■ **Raw data**
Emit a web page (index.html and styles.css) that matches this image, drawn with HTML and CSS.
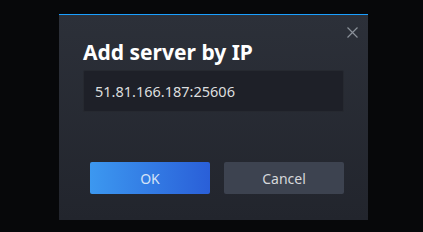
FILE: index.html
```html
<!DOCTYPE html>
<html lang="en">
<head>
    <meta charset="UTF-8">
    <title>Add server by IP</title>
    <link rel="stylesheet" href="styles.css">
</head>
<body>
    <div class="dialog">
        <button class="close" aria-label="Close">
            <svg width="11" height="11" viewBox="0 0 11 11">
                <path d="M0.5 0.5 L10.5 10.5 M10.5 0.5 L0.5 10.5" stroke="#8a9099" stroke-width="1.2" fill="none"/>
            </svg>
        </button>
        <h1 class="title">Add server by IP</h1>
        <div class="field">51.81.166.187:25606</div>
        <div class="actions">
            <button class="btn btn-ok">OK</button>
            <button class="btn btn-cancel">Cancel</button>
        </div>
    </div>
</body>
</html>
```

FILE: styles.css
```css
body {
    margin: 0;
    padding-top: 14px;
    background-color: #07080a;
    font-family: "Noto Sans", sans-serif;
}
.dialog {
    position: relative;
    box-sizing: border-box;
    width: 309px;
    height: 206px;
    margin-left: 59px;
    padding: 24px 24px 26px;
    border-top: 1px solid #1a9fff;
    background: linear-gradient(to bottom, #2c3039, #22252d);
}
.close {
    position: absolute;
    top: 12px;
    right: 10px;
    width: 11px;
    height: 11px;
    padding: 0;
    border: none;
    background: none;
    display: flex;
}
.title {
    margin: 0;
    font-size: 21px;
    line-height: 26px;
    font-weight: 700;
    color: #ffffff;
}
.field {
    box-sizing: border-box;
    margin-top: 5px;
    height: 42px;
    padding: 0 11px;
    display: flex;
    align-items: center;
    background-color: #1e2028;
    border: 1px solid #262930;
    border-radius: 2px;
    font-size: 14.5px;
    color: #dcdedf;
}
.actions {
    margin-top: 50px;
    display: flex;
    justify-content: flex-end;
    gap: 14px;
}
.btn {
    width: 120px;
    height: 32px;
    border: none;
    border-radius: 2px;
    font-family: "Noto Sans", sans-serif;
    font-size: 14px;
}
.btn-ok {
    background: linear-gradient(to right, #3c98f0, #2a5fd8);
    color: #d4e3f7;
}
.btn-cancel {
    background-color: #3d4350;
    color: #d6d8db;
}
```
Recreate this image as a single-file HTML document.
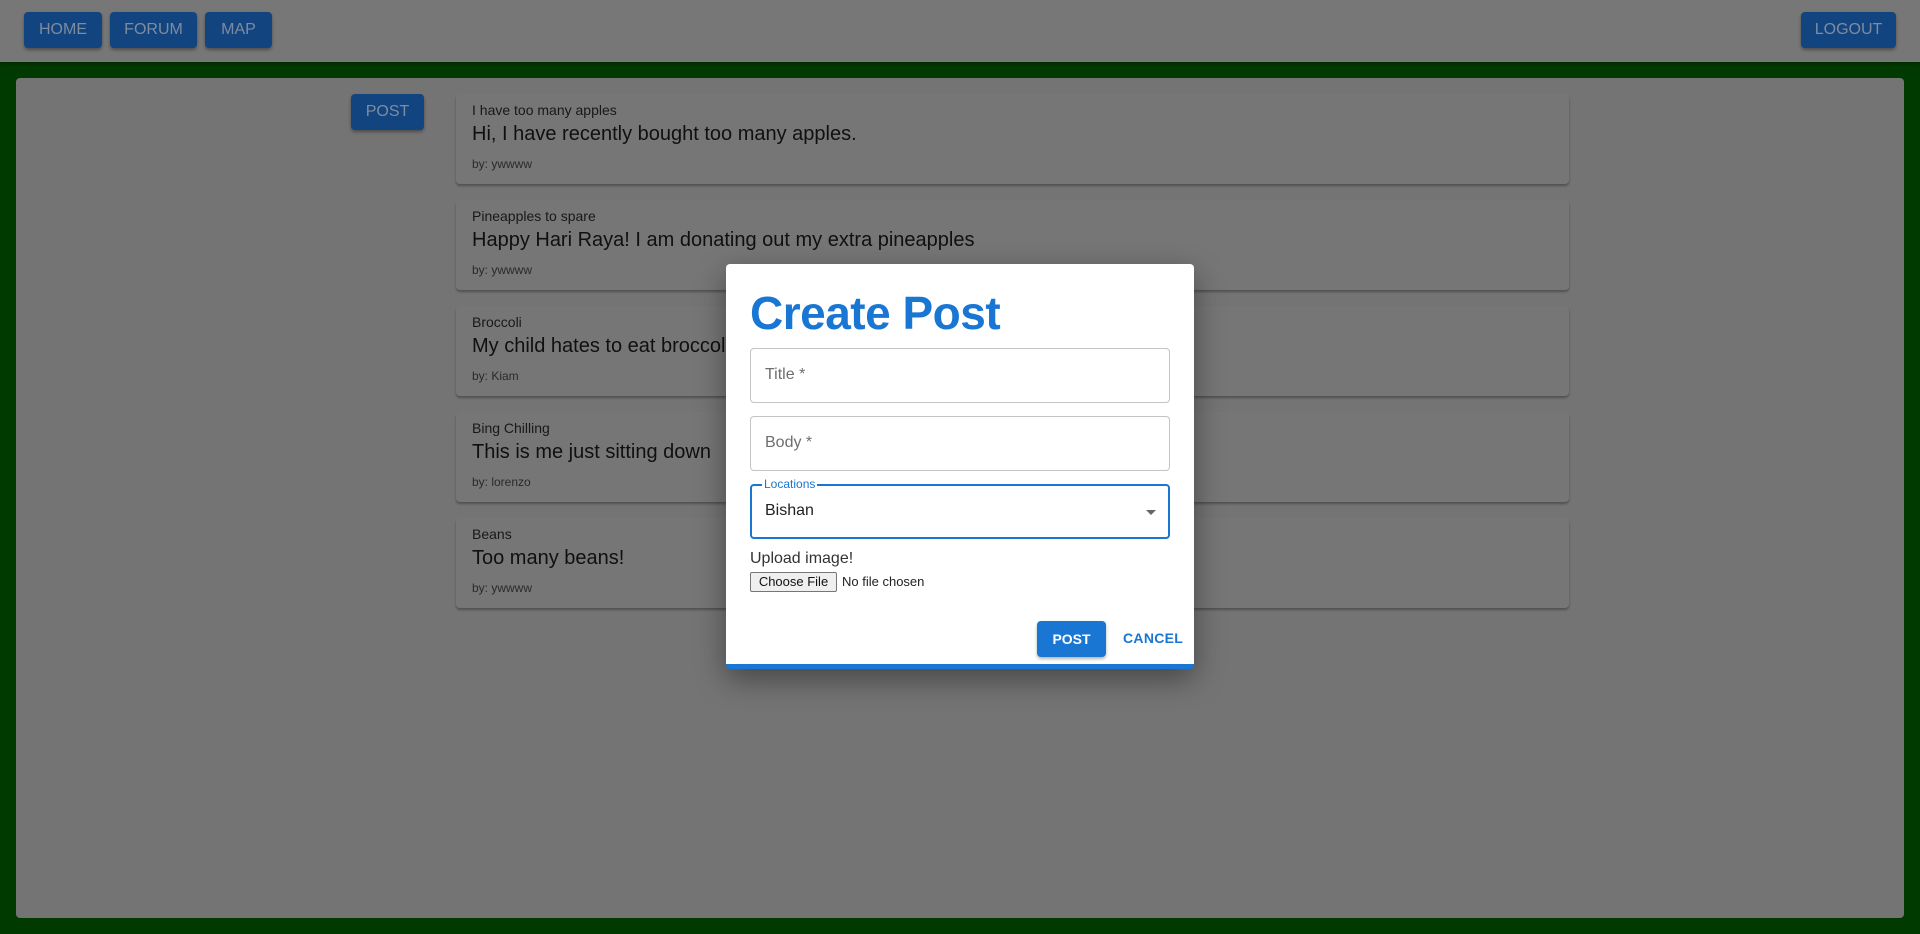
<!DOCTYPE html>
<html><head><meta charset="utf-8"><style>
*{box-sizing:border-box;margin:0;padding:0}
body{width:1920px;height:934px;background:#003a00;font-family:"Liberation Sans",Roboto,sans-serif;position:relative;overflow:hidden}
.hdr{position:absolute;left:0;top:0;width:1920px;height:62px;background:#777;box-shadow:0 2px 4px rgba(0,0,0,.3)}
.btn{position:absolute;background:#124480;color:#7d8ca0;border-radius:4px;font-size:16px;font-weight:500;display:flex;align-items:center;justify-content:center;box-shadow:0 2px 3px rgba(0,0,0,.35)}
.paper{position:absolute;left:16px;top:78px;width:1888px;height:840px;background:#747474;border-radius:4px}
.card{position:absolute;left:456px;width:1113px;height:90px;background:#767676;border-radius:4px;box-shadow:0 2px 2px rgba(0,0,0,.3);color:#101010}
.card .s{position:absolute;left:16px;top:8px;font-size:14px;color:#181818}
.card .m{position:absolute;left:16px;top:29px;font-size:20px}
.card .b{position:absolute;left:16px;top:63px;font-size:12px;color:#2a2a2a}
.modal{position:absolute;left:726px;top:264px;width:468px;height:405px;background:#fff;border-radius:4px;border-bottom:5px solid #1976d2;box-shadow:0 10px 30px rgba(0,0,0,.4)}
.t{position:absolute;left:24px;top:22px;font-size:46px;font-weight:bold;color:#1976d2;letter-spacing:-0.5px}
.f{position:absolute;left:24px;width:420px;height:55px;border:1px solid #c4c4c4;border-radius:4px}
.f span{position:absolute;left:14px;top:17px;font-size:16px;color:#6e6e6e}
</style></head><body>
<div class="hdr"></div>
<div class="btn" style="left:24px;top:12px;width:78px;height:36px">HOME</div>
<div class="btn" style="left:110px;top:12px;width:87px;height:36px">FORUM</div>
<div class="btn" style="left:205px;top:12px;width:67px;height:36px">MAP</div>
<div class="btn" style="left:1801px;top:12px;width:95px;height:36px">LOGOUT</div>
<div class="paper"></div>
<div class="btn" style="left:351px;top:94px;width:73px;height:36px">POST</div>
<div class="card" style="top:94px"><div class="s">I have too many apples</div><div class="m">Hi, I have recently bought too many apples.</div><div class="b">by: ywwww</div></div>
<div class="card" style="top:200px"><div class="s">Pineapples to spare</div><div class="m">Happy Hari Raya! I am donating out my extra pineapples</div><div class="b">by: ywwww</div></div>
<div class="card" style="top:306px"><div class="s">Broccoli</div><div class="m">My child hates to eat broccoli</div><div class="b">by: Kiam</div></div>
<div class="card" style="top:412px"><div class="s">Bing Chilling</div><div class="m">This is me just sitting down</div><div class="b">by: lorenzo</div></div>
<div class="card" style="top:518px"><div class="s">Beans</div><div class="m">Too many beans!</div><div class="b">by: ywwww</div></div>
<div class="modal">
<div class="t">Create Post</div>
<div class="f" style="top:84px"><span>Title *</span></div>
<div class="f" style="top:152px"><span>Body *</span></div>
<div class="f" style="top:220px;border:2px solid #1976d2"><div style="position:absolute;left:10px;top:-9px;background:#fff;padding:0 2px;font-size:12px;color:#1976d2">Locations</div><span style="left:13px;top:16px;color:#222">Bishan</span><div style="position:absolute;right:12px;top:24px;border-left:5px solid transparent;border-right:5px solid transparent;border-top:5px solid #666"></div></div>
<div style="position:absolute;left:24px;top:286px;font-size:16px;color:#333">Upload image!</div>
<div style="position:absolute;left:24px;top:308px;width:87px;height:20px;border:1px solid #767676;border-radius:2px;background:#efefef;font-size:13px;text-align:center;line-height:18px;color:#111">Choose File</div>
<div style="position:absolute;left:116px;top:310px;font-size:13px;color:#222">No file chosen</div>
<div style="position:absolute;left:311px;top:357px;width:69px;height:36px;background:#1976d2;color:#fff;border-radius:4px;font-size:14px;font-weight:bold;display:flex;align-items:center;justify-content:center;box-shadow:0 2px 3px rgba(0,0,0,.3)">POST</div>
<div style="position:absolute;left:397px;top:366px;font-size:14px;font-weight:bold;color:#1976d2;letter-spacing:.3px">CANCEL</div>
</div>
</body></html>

■ **What is asked**
Omit the images and transcribe all of the records above word for word.

■ **Result of the exercise**
Emit a web page (index.html and styles.css) that matches this image, drawn with HTML and CSS.
FILE: index.html
```html
<!DOCTYPE html>
<html lang="en">
<head>
    <meta charset="UTF-8">
    <title>Add server by IP</title>
    <link rel="stylesheet" href="styles.css">
</head>
<body>
    <div class="dialog">
        <button class="close" aria-label="Close">
            <svg width="11" height="11" viewBox="0 0 11 11">
                <path d="M0.5 0.5 L10.5 10.5 M10.5 0.5 L0.5 10.5" stroke="#8a9099" stroke-width="1.2" fill="none"/>
            </svg>
        </button>
        <h1 class="title">Add server by IP</h1>
        <div class="field">51.81.166.187:25606</div>
        <div class="actions">
            <button class="btn btn-ok">OK</button>
            <button class="btn btn-cancel">Cancel</button>
        </div>
    </div>
</body>
</html>
```

FILE: styles.css
```css
body {
    margin: 0;
    padding-top: 14px;
    background-color: #07080a;
    font-family: "Noto Sans", sans-serif;
}
.dialog {
    position: relative;
    box-sizing: border-box;
    width: 309px;
    height: 206px;
    margin-left: 59px;
    padding: 24px 24px 26px;
    border-top: 1px solid #1a9fff;
    background: linear-gradient(to bottom, #2c3039, #22252d);
}
.close {
    position: absolute;
    top: 12px;
    right: 10px;
    width: 11px;
    height: 11px;
    padding: 0;
    border: none;
    background: none;
    display: flex;
}
.title {
    margin: 0;
    font-size: 21px;
    line-height: 26px;
    font-weight: 700;
    color: #ffffff;
}
.field {
    box-sizing: border-box;
    margin-top: 5px;
    height: 42px;
    padding: 0 11px;
    display: flex;
    align-items: center;
    background-color: #1e2028;
    border: 1px solid #262930;
    border-radius: 2px;
    font-size: 14.5px;
    color: #dcdedf;
}
.actions {
    margin-top: 50px;
    display: flex;
    justify-content: flex-end;
    gap: 14px;
}
.btn {
    width: 120px;
    height: 32px;
    border: none;
    border-radius: 2px;
    font-family: "Noto Sans", sans-serif;
    font-size: 14px;
}
.btn-ok {
    background: linear-gradient(to right, #3c98f0, #2a5fd8);
    color: #d4e3f7;
}
.btn-cancel {
    background-color: #3d4350;
    color: #d6d8db;
}
```
Recreate this image as a single-file HTML document.
<!DOCTYPE html>
<html><head><meta charset="utf-8"><style>
*{box-sizing:border-box;margin:0;padding:0}
body{width:1920px;height:934px;background:#003a00;font-family:"Liberation Sans",Roboto,sans-serif;position:relative;overflow:hidden}
.hdr{position:absolute;left:0;top:0;width:1920px;height:62px;background:#777;box-shadow:0 2px 4px rgba(0,0,0,.3)}
.btn{position:absolute;background:#124480;color:#7d8ca0;border-radius:4px;font-size:16px;font-weight:500;display:flex;align-items:center;justify-content:center;box-shadow:0 2px 3px rgba(0,0,0,.35)}
.paper{position:absolute;left:16px;top:78px;width:1888px;height:840px;background:#747474;border-radius:4px}
.card{position:absolute;left:456px;width:1113px;height:90px;background:#767676;border-radius:4px;box-shadow:0 2px 2px rgba(0,0,0,.3);color:#101010}
.card .s{position:absolute;left:16px;top:8px;font-size:14px;color:#181818}
.card .m{position:absolute;left:16px;top:29px;font-size:20px}
.card .b{position:absolute;left:16px;top:63px;font-size:12px;color:#2a2a2a}
.modal{position:absolute;left:726px;top:264px;width:468px;height:405px;background:#fff;border-radius:4px;border-bottom:5px solid #1976d2;box-shadow:0 10px 30px rgba(0,0,0,.4)}
.t{position:absolute;left:24px;top:22px;font-size:46px;font-weight:bold;color:#1976d2;letter-spacing:-0.5px}
.f{position:absolute;left:24px;width:420px;height:55px;border:1px solid #c4c4c4;border-radius:4px}
.f span{position:absolute;left:14px;top:17px;font-size:16px;color:#6e6e6e}
</style></head><body>
<div class="hdr"></div>
<div class="btn" style="left:24px;top:12px;width:78px;height:36px">HOME</div>
<div class="btn" style="left:110px;top:12px;width:87px;height:36px">FORUM</div>
<div class="btn" style="left:205px;top:12px;width:67px;height:36px">MAP</div>
<div class="btn" style="left:1801px;top:12px;width:95px;height:36px">LOGOUT</div>
<div class="paper"></div>
<div class="btn" style="left:351px;top:94px;width:73px;height:36px">POST</div>
<div class="card" style="top:94px"><div class="s">I have too many apples</div><div class="m">Hi, I have recently bought too many apples.</div><div class="b">by: ywwww</div></div>
<div class="card" style="top:200px"><div class="s">Pineapples to spare</div><div class="m">Happy Hari Raya! I am donating out my extra pineapples</div><div class="b">by: ywwww</div></div>
<div class="card" style="top:306px"><div class="s">Broccoli</div><div class="m">My child hates to eat broccoli</div><div class="b">by: Kiam</div></div>
<div class="card" style="top:412px"><div class="s">Bing Chilling</div><div class="m">This is me just sitting down</div><div class="b">by: lorenzo</div></div>
<div class="card" style="top:518px"><div class="s">Beans</div><div class="m">Too many beans!</div><div class="b">by: ywwww</div></div>
<div class="modal">
<div class="t">Create Post</div>
<div class="f" style="top:84px"><span>Title *</span></div>
<div class="f" style="top:152px"><span>Body *</span></div>
<div class="f" style="top:220px;border:2px solid #1976d2"><div style="position:absolute;left:10px;top:-9px;background:#fff;padding:0 2px;font-size:12px;color:#1976d2">Locations</div><span style="left:13px;top:16px;color:#222">Bishan</span><div style="position:absolute;right:12px;top:24px;border-left:5px solid transparent;border-right:5px solid transparent;border-top:5px solid #666"></div></div>
<div style="position:absolute;left:24px;top:286px;font-size:16px;color:#333">Upload image!</div>
<div style="position:absolute;left:24px;top:308px;width:87px;height:20px;border:1px solid #767676;border-radius:2px;background:#efefef;font-size:13px;text-align:center;line-height:18px;color:#111">Choose File</div>
<div style="position:absolute;left:116px;top:310px;font-size:13px;color:#222">No file chosen</div>
<div style="position:absolute;left:311px;top:357px;width:69px;height:36px;background:#1976d2;color:#fff;border-radius:4px;font-size:14px;font-weight:bold;display:flex;align-items:center;justify-content:center;box-shadow:0 2px 3px rgba(0,0,0,.3)">POST</div>
<div style="position:absolute;left:397px;top:366px;font-size:14px;font-weight:bold;color:#1976d2;letter-spacing:.3px">CANCEL</div>
</div>
</body></html>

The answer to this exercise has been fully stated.